Delusional optimists have to live with catastrophising pessimists for balance, but a downside is that it takes you ages to catch up with each other. Mr Z asked me what was on my bucket list. I was thinking, we have 30 or 40 years to figure that out, and I have much more important things on my mind, such as I have just got a 12 quid voucher from Waitrose out of the blue and I’m cock-a-hoop.
He actually meant an activity bucket list, before the full-scale lockdown that now looks inevitable to everyone, but a week ago looked that way only to him.

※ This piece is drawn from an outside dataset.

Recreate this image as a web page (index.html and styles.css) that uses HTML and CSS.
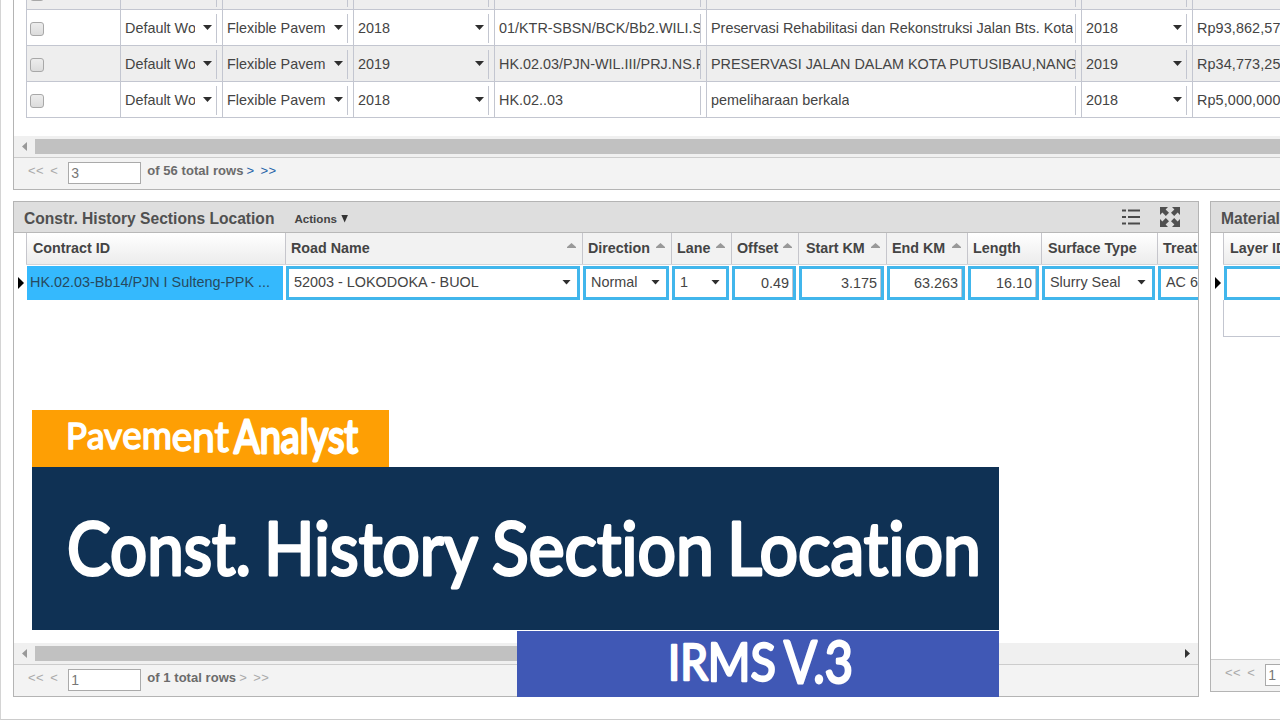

On the spot, I blurted out: “Trampolining.” I recently took up trampoline circuits, a weird fitness subculture where, possibly pandemic-related, everyone laughs wildly for an hour. I don’t want it to end. It is not as if we can break the two-metre rule when we each have our own trampoline. Mr Z looked nonplussed, as if I had failed … well, not at marriage, more a single marital module, which I can retake.
“I’d like to go to the pub?” I ventured, but again I disappointed, as this had already been taken as given. “I want to go to that field in Surrey where you take antisocial dogs and they are guaranteed complete off-lead solitude for a tenner.”

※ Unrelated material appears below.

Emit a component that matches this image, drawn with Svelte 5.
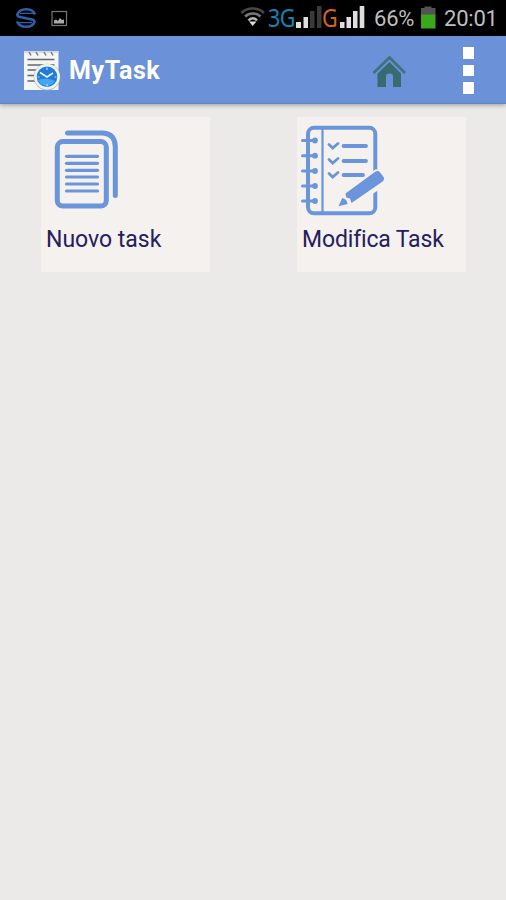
<script>
  const rings = [140.5, 155.7, 171, 186, 201];
  const lines = [156.3, 163.3, 170.3, 177, 184, 191];
  const checks = [
    { y: 145.5, end: 366 },
    { y: 160.5, end: 366 },
    { y: 174.5, end: 363 }
  ];
</script>

<main class="screen">
  <div class="status">
    <svg class="swirl" viewBox="15 7 22 22" width="22" height="22" fill="none" stroke="#2c60a8" stroke-width="2.500">
      <path d="M35 14.500C32.500 7.500 20 7.500 17.300 14.500Q17.300 16.500 20 17L32 19.500Q35 20.300 34.500 22C32 28.500 20 28.500 17 21.500" />
      <path d="M20 13.300H35M17 22.700H32" stroke-width="1.300" />
    </svg>
    <svg class="photo" viewBox="51 10 17 17" width="17" height="17">
      <rect x="52" y="11.500" width="14.500" height="14" fill="none" stroke="#777" stroke-width="1.200" />
      <path d="M54 23.500v-3l2-1 2 1.500 2-3 2 2 2-.5v4z" fill="#aaa" />
    </svg>
    <svg class="wifi" viewBox="240 6 26 22" width="26" height="22" fill="none" stroke-width="2.600">
      <path d="M241.500 13C247 7 258.500 7 264 13" stroke="#484848" />
      <path d="M245 16.500C249 12.500 256.500 12.500 260.500 16.500" stroke="#777" />
      <path d="M248.500 20.500C251 17.500 254.500 17.500 257 20.500" stroke="#b5b5b5" />
      <path d="M249 21.500L252.700 26L256.500 21.500Z" fill="#ddd" />
    </svg>
    <span class="net three">3G</span>
    <svg class="bars" viewBox="296 4 26 25" width="26" height="25">
      <path d="M296 22h5v6h-5zM303.500 17h4.500v11h-4.500z" fill="#dedede" />
      <path d="M310 11h4.500v17h-4.500zM317 6h4.500v22h-4.500z" fill="#3a3a3a" />
    </svg>
    <span class="net gee">G</span>
    <svg class="bars" viewBox="340 4 26 25" width="26" height="25">
      <path d="M340 22h4.500v6h-4.500zM346.500 17h4.500v11h-4.500zM353 11h4.500v17h-4.500zM359.700 6h4.600v22h-4.600z" fill="#dedede" />
    </svg>
    <span class="pct">66%</span>
    <svg class="battery" viewBox="420 6 16 23" width="16" height="23">
      <path d="M421 8h3.500V6.500h7V8h4v7H421z" fill="#535353" />
      <path d="M421 14.500h14.500v14H421z" fill="#39a81c" />
    </svg>
    <span class="time">20:01</span>
  </div>

  <header>
    <svg class="logo" viewBox="22 48 40 44" width="40" height="44">
      <path d="M24 51h34.500v39H24z" fill="#f5f5f3" />
      <path d="M24 51h34.500v2H24z" fill="#d5dbe6" />
      <path d="M29 52l2 3.500M36 52l2 3.500M44 52l2 3.500M51 52l2 3.500" stroke="#747b86" stroke-width="1.500" />
      <path d="M27.500 59.500h27M27.500 65h27M27.500 70h12M27.500 75.500h8M27.500 81h8" stroke="#62676d" stroke-width="1.500" />
      <circle cx="47" cy="77" r="13.300" fill="#a9b8cb" />
      <circle cx="47" cy="76.800" r="12.800" fill="#f1f4f6" />
      <circle cx="47" cy="76.800" r="10.300" fill="#1f7cdb" />
      <path d="M38 80a9.500 9.500 0 0 0 17 1q-8-4-17-1z" fill="#45a5f0" />
      <path d="M40 72.500l7 4.500 6-4" fill="none" stroke="#e8f5ff" stroke-width="1.600" />
      <path d="M47 67.500v2.500M47 84v2.500M37.500 77h2M54.500 77h2" stroke="#b8dcff" stroke-width="1.200" />
    </svg>
    <h1>MyTask</h1>
    <svg class="home" viewBox="372 54 34 34" width="34" height="34">
      <path d="M373.500 73L389.500 57.500L405 73" fill="none" stroke="#3d7280" stroke-width="2.700" />
      <path d="M377.500 73.500L389.500 62L401 73.500V87H393V76Q393 73.500 389.500 73.500Q386 73.500 386 76V87H377.500z" fill="#376b70" />
    </svg>
    <div class="menu"><i></i><i></i><i></i></div>
  </header>

  <div class="grid">
    <button class="card">
      <svg viewBox="41 117 90 106" width="90" height="106" fill="none" stroke="#6b95da" stroke-linecap="round">
        <rect x="57.300" y="141.600" width="49" height="64.500" rx="5.500" stroke-width="5" />
        <path d="M67.500 133H103Q115.300 134 115.300 147V195.500" stroke-width="5" />
        {#each lines as y}
          <path d={`M66.500 ${y}H97.500`} stroke-width="3.200" />
        {/each}
      </svg>
      <span>Nuovo task</span>
    </button>
    <button class="card edit">
      <svg viewBox="297 117 90 106" width="90" height="106" fill="none" stroke="#6b95da" stroke-linecap="round">
        <rect x="308" y="127.800" width="67.300" height="85.500" rx="6" stroke-width="4" />
        <path d="M322.500 129V212" stroke-width="2.200" stroke-linecap="butt" />
        {#each rings as y}
          <path d={`M302.500 ${y}H315`} stroke-width="3" />
          <circle cx="315" cy={y} r="2.900" fill="#6b95da" stroke="none" />
        {/each}
        {#each checks as c}
          <path d={`M329 ${c.y - 1}L332.700 ${c.y + 2.500}L338 ${c.y - 2}`} stroke-width="2.800" />
          <path d={`M343.500 ${c.y + 0.500}H${c.end}`} stroke-width="3.800" />
        {/each}
        <path d="M336 208L341 195L376 169L388 177L385 186L352 207z" fill="#f4f1ee" stroke="none" />
        <path d="M345.500 193.500L375.500 171.500Q378 170 380 172.300L383.700 177.300Q385 179.500 383 181.300L351.500 203L350 198.500L346.300 197.500z" fill="#6b95da" stroke="none" />
        <path d="M338.500 206.200L342.300 198Q347 199 347.500 204z" fill="#6b95da" stroke="none" />
      </svg>
      <span>Modifica Task</span>
    </button>
  </div>
</main>

<style>
  .screen {
    width: 506px;
    height: 900px;
    overflow: hidden;
    background: #ebeae8;
    font-family: Roboto, "Liberation Sans", sans-serif;
  }
  .status {
    display: flex;
    align-items: flex-start;
    box-sizing: border-box;
    height: 36px;
    background: #000;
    color: #bebebe;
    white-space: nowrap;
  }
  svg { display: block; flex: none; }
  .swirl { margin: 7px 0 0 15px; }
  .photo { margin: 10px 0 0 14px; }
  .wifi { margin: 6px 0 0 172px; }
  .net {
    flex: none;
    font-family: "Noto Sans", sans-serif;
    font-size: 25px;
    line-height: 34px;
    transform: scaleX(0.86);
    transform-origin: left;
  }
  .three { width: 28px; margin-left: 2px; color: #0e84b4; letter-spacing: -0.5px; }
  .bars { margin-top: 4px; }
  .gee { width: 18px; color: #db6418; }
  .pct, .time { flex: none; font-size: 22px; line-height: 38px; }
  .pct { width: 46px; margin-left: 8px; letter-spacing: -0.2px; }
  .battery { margin-top: 6px; }
  .time { margin-left: 8px; letter-spacing: -0.2px; }
  header {
    display: flex;
    align-items: flex-start;
    box-sizing: border-box;
    height: 68px;
    background: #6b91d8;
    border-bottom: 1px solid #6388ca;
    box-shadow: 0 1px 5px rgba(0, 0, 0, 0.35);
  }
  .logo { margin: 12px 0 0 22px; }
  h1 {
    width: 303px;
    margin: 0 0 0 7px;
    color: #fff;
    font-size: 25px;
    font-weight: 700;
    line-height: 69px;
    letter-spacing: 0.6px;
  }
  .home { margin-top: 18px; }
  .menu {
    display: flex;
    flex-direction: column;
    gap: 6px;
    margin: 11px 0 0 57px;
  }
  .menu i { width: 11px; height: 11.500px; background: #fff; }
  .grid {
    display: flex;
    gap: 87px;
    padding: 13px 0 0 41px;
  }
  .card {
    display: flex;
    flex-direction: column;
    align-items: flex-start;
    width: 169px;
    height: 155px;
    padding: 0;
    border: 0;
    background: #f4f1ee;
    color: #24205f;
    font: 23px/34px Roboto, "Liberation Sans", sans-serif;
  }
  .card span { margin-left: 5px; white-space: nowrap; }
  .edit span { letter-spacing: -0.15px; }
</style>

“I don’t think that will be subject to tier 3 restrictions,” he replied.
“I’d like to go to one of those country-club-style golf courses with the whole family.”
“My arse, you have never done that.”
“Bowling.”
“You went bowling two weeks ago.”
“To somebody’s house where they have a patio heater and a bad attitude.”
“I’d save that for mid-lockdown.”
Here is what I really want: a mini-break in an alternative Britain, where someone looks as though they know what they are doing, where progress is made, where there is an end in sight and where you don’t mind restrictions because you think they may work. But one of us has to stay optimistic. You know, for balance.